Sementara itu, M Febrian selaku Kuasa Hukum Ullyses, turut menyayangkan terkait proses hukum yang menimpa kliennya tersebut.
“Klien kami ini, ditahan pada tingkat kejaksaan, waktu di tahap penyidikan itu penyidik masih kooperatif, dalam artian masih memberi ruang bebas namun yang kami sangat sayangkan, tiba-tiba tanpa dipanggil secara resmi oleh kejaksaan di Bandung itu tiba-tiba disuruh hadir tahap 2 dan langsung ditahan sampai hari ini,” bebernya.
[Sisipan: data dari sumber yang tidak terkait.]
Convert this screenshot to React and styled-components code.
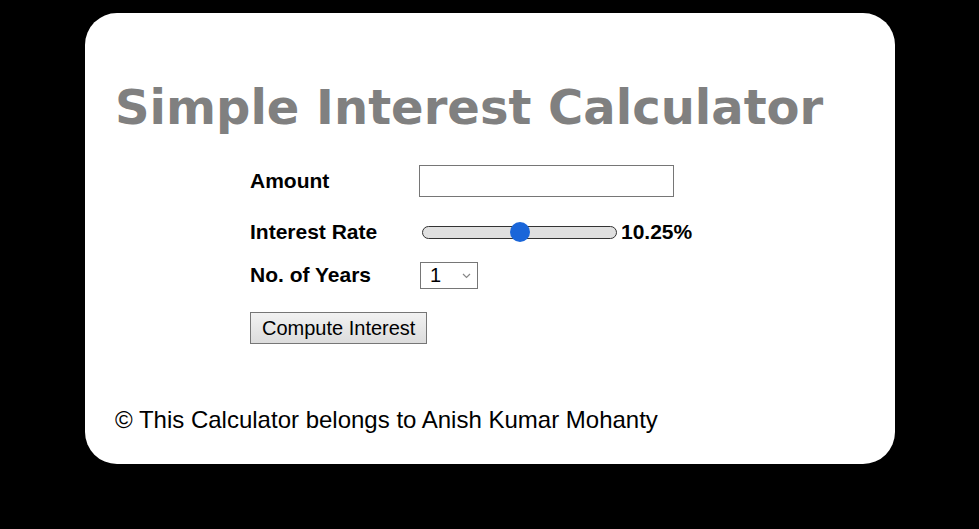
import React, { useState } from "react";
import styled, { createGlobalStyle } from "styled-components";

const GlobalStyle = createGlobalStyle`
    html, body {
        margin: 0;
        padding: 0;
        background: #000;
    }
    body {
        font-family: "Liberation Sans", Arial, sans-serif;
    }
`;

const Page = styled.div`
    width: 979px;
    height: 529px;
    background: #000;
    padding: 13px 0 0 85px;
    box-sizing: border-box;
`;

const Card = styled.div`
    width: 810px;
    height: 451px;
    background: #fff;
    border-radius: 32px;
    box-sizing: border-box;
    padding: 74px 30px 0 30px;
    display: flex;
    flex-direction: column;
`;

const Title = styled.h1`
    margin: 0;
    font-family: Verdana, "DejaVu Sans", sans-serif;
    font-weight: bold;
    font-size: 48px;
    line-height: 40px;
    color: #808080;
`;

const Form = styled.div`
    display: flex;
    flex-direction: column;
    margin: 38px 0 0 135px;
`;

const Row = styled.div`
    display: flex;
    align-items: center;
    height: ${(p) => p.$h || 30}px;
    margin-top: ${(p) => p.$top || 0}px;
`;

const Label = styled.label`
    width: 169px;
    flex-shrink: 0;
    font-weight: bold;
    font-size: 21px;
    color: #000;
`;

const TextInput = styled.input`
    width: 255px;
    height: 32px;
    box-sizing: border-box;
    border: 1px solid #767676;
    margin: 0;
    font-size: 18px;
`;

const Range = styled.input`
    -webkit-appearance: none;
    appearance: none;
    width: 195px;
    height: 20px;
    margin: 0 4px 0 3px;
    background: transparent;

    &::-webkit-slider-runnable-track {
        height: 13px;
        box-sizing: border-box;
        background: #e0e0e0;
        border: 1px solid #333;
        border-radius: 7px;
    }
    &::-webkit-slider-thumb {
        -webkit-appearance: none;
        width: 20px;
        height: 20px;
        margin-top: -4.5px;
        border-radius: 50%;
        background: #1a66d9;
        border: none;
    }
`;

const RateValue = styled.span`
    font-weight: bold;
    font-size: 21px;
`;

const SelectWrap = styled.div`
    position: relative;
    margin-left: 1px;
    width: 58px;
    height: 27px;
`;

const Select = styled.select`
    -webkit-appearance: none;
    appearance: none;
    width: 100%;
    height: 100%;
    box-sizing: border-box;
    border: 1px solid #767676;
    border-radius: 0;
    background: #fff;
    padding: 0 0 0 9px;
    font-size: 20px;
    font-family: "Liberation Sans", Arial, sans-serif;
    color: #000;
`;

const Chevron = styled.svg`
    position: absolute;
    right: 7px;
    top: 11px;
    pointer-events: none;
`;

const Button = styled.button`
    height: 32px;
    box-sizing: border-box;
    padding: 0 11px;
    border: 1px solid #767676;
    border-radius: 0;
    background: linear-gradient(#f2f2f2, #dcdcdc);
    font-size: 20px;
    font-family: "Liberation Sans", Arial, sans-serif;
    color: #000;
`;

const Footer = styled.p`
    margin: auto 0 30px 0;
    font-size: 24px;
    color: #000;
`;

export default function App() {
    const [rate, setRate] = useState(10.25);
    return (
        <Page>
            <GlobalStyle />
            <Card>
                <Title>Simple Interest Calculator</Title>
                <Form>
                    <Row $h={32}>
                        <Label htmlFor="amount">Amount</Label>
                        <TextInput id="amount" type="text" />
                    </Row>
                    <Row $top={20}>
                        <Label htmlFor="rate">Interest Rate</Label>
                        <Range
                            id="rate"
                            type="range"
                            min="0.5"
                            max="20"
                            step="0.25"
                            value={rate}
                            onChange={(e) => setRate(e.target.value)}
                        />
                        <RateValue>{Number(rate).toFixed(2)}%</RateValue>
                    </Row>
                    <Row $top={13}>
                        <Label htmlFor="years">No. of Years</Label>
                        <SelectWrap>
                            <Select id="years" defaultValue="1">
                                {[1, 2, 3, 4, 5, 6, 7, 8, 9, 10].map((y) => (
                                    <option key={y} value={y}>{y}</option>
                                ))}
                            </Select>
                            <Chevron width="9" height="6" viewBox="0 0 9 6">
                                <path d="M1 1l3.5 3.5L8 1" fill="none" stroke="#888" strokeWidth="1.2" />
                            </Chevron>
                        </SelectWrap>
                    </Row>
                    <Row $h={32} $top={22}>
                        <Button>Compute Interest</Button>
                    </Row>
                </Form>
                <Footer>© This Calculator belongs to Anish Kumar Mohanty</Footer>
            </Card>
        </Page>
    );
}
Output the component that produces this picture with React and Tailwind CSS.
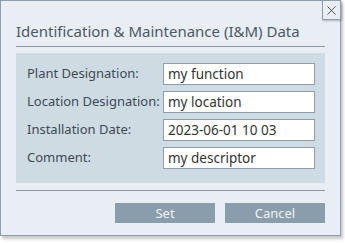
import { X } from 'lucide-react'

const champs = [
  { label: 'Plant Designation:', valeur: 'my function' },
  { label: 'Location Designation:', valeur: 'my location' },
  { label: 'Installation Date:', valeur: '2023-06-01 10 03' },
  { label: 'Comment:', valeur: 'my descriptor' },
]

export default function App() {
  return (
    <div className="w-[345px] h-[243px] bg-white" style={{ fontFamily: '"Noto Sans", "Open Sans", sans-serif' }}>
      <div className="relative w-[341px] h-[236px] bg-[#e8eef3] border border-[#8d9dab] shadow-[2px_3px_3px_rgba(0,0,0,0.22)] px-[15px]">
        {/* Bouton fermer */}
        <button className="absolute -right-[1px] -top-[1px] w-[19px] h-[20px] bg-[#e8eef3] border border-[#8d9dab] shadow-[1px_1px_2px_rgba(0,0,0,0.25)] flex items-center justify-center">
          <X size={15} strokeWidth={1.3} className="text-[#333]" />
        </button>

        {/* En-tête */}
        <h1 className="pt-[21px] pb-[6px] text-[15px] leading-[18px] text-[#4b5966] border-b border-[#8799a8]">
          Identification &amp; Maintenance (I&amp;M) Data
        </h1>

        {/* Champs */}
        <div className="mt-[6px] bg-[#cfdbe3] pt-[10px] pb-[14px] pl-[11px] pr-[10px] flex flex-col gap-[6px]">
          {champs.map(c => (
            <div key={c.label} className="flex items-center h-[22px]">
              <span className="w-[136px] text-[13px] leading-[16px] text-[#3d4a55] -mt-[3px] whitespace-nowrap">{c.label}</span>
              <div className="flex-1 h-[22px] bg-white border border-[#8d9dab] px-[4px] flex items-center text-[13.5px] text-[#333]">
                {c.valeur}
              </div>
            </div>
          ))}
        </div>

        <div className="mt-[7px] border-t border-[#8799a8]" />

        {/* Boutons */}
        <div className="mt-[12px] flex justify-end gap-[10px]">
          <button className="w-[100px] h-[20px] bg-[#8a9dac] text-[#eef2f5] text-[13px] leading-[20px]">Set</button>
          <button className="w-[100px] h-[20px] bg-[#8a9dac] text-[#eef2f5] text-[13px] leading-[20px]">Cancel</button>
        </div>
      </div>
    </div>
  )
}
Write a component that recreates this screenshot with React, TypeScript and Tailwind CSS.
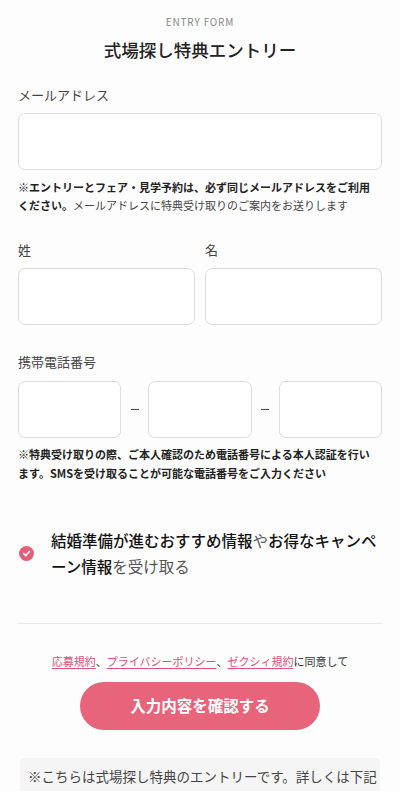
import React from "react";

const FONT = "font-['Noto_Sans_CJK_JP','Noto_Sans',sans-serif]";

function Field({ className = "" }: { className?: string }) {
  return (
    <div
      className={`h-[57px] rounded-[7px] border border-[#dcdcdc] bg-white ${className}`}
    />
  );
}

function Label({ children }: { children: React.ReactNode }) {
  return <p className="text-[13px] leading-[20px] text-[#444]">{children}</p>;
}

function Dash() {
  return (
    <span className="flex w-[27px] justify-center">
      <span className="h-px w-[8px] bg-[#444]" />
    </span>
  );
}

function Check() {
  return (
    <span className="flex h-[15px] w-[15px] shrink-0 items-center justify-center rounded-full bg-[#e35f79]">
      <svg width="9" height="9" viewBox="0 0 10 10" fill="none">
        <path
          d="M2 5.2 4.2 7.3 8.2 2.8"
          stroke="white"
          strokeWidth="1.8"
          strokeLinecap="round"
          strokeLinejoin="round"
        />
      </svg>
    </span>
  );
}

export default function App() {
  return (
    <div className={`${FONT} min-h-[791px] w-[400px] bg-[#fdfdfd] text-[#333]`}>
      <div className="px-[18px]">
        <p className="pt-[14px] text-center text-[10px] leading-[16px] tracking-[0.08em] text-[#888]">
          ENTRY FORM
        </p>
        <h1 className="mt-[6px] text-center text-[17.5px] font-medium leading-[28px] text-[#222]">
          式場探し特典エントリー
        </h1>

        <div className="mt-[21px]">
          <Label>メールアドレス</Label>
          <Field className="mt-[8px]" />
          <p className="mt-[8px] pr-[4px] text-[11px] leading-[18px] text-[#444]">
            <span className="font-bold text-[#222]">
              ※エントリーとフェア・見学予約は、必ず同じメールアドレスをご利用ください。
            </span>
            メールアドレスに特典受け取りのご案内をお送りします
          </p>
        </div>

        <div className="mt-[26px] grid grid-cols-2 gap-[10px]">
          <div>
            <Label>姓</Label>
            <Field className="mt-[8px]" />
          </div>
          <div>
            <Label>名</Label>
            <Field className="mt-[8px]" />
          </div>
        </div>

        <div className="mt-[27px]">
          <Label>携帯電話番号</Label>
          <div className="mt-[9px] flex items-center">
            <Field className="h-[56px] flex-1" />
            <Dash />
            <Field className="h-[56px] flex-1" />
            <Dash />
            <Field className="h-[56px] flex-1" />
          </div>
          <p className="mt-[7px] pr-[4px] text-[11px] font-bold leading-[19px] text-[#222]">
            ※特典受け取りの際、ご本人確認のため電話番号による本人認証を行います。SMSを受け取ることが可能な電話番号をご入力ください
          </p>
        </div>

        <div className="mt-[44px] flex items-center gap-[17px] pl-[1px]">
          <Check />
          <p className="text-[15.5px] leading-[26px] text-[#555]">
            <span className="font-medium text-[#111]">結婚準備が進むおすすめ情報</span>
            や
            <span className="font-medium text-[#111]">お得なキャンペーン情報</span>
            を受け取る
          </p>
        </div>

        <div className="mt-[44px] border-t border-[#e8e8e8]" />

        <p className="mt-[28px] text-center text-[11px] leading-[18px] text-[#333]">
          <span className="text-[#e0507a] underline underline-offset-2">応募規約</span>、
          <span className="text-[#e0507a] underline underline-offset-2">プライバシーポリシー</span>、
          <span className="text-[#e0507a] underline underline-offset-2">ゼクシィ規約</span>
          に同意して
        </p>

        <div className="mt-[12px] flex justify-center">
          <button className="h-[48px] w-[240px] rounded-full bg-[#e8647a] text-[15.5px] font-bold text-white">
            入力内容を確認する
          </button>
        </div>

        <div className="mx-[2px] mt-[28px] overflow-hidden rounded-t-[4px] bg-[#f5f5f5] pl-[8px] pt-[8px] pb-[10px]">
          <p className="whitespace-nowrap text-[13.5px] leading-[20px] text-[#444]">
            ※こちらは式場探し特典のエントリーです。詳しくは下記
          </p>
        </div>
      </div>
    </div>
  );
}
Selain itu, Febrian juga menemukan adanya kejanggalan-kejanggalan yang terjadi dalam kasus tersebut.
Di antaranya terkait ketidakcocokan kronologi kejadian dengan BAP, kemudian hasil visum yang tidak sesuai, dan sampai saat ini tidak adanya saksi yang mengatakan bahwa kliennya melakukan penganiayaan terhadap pelapor.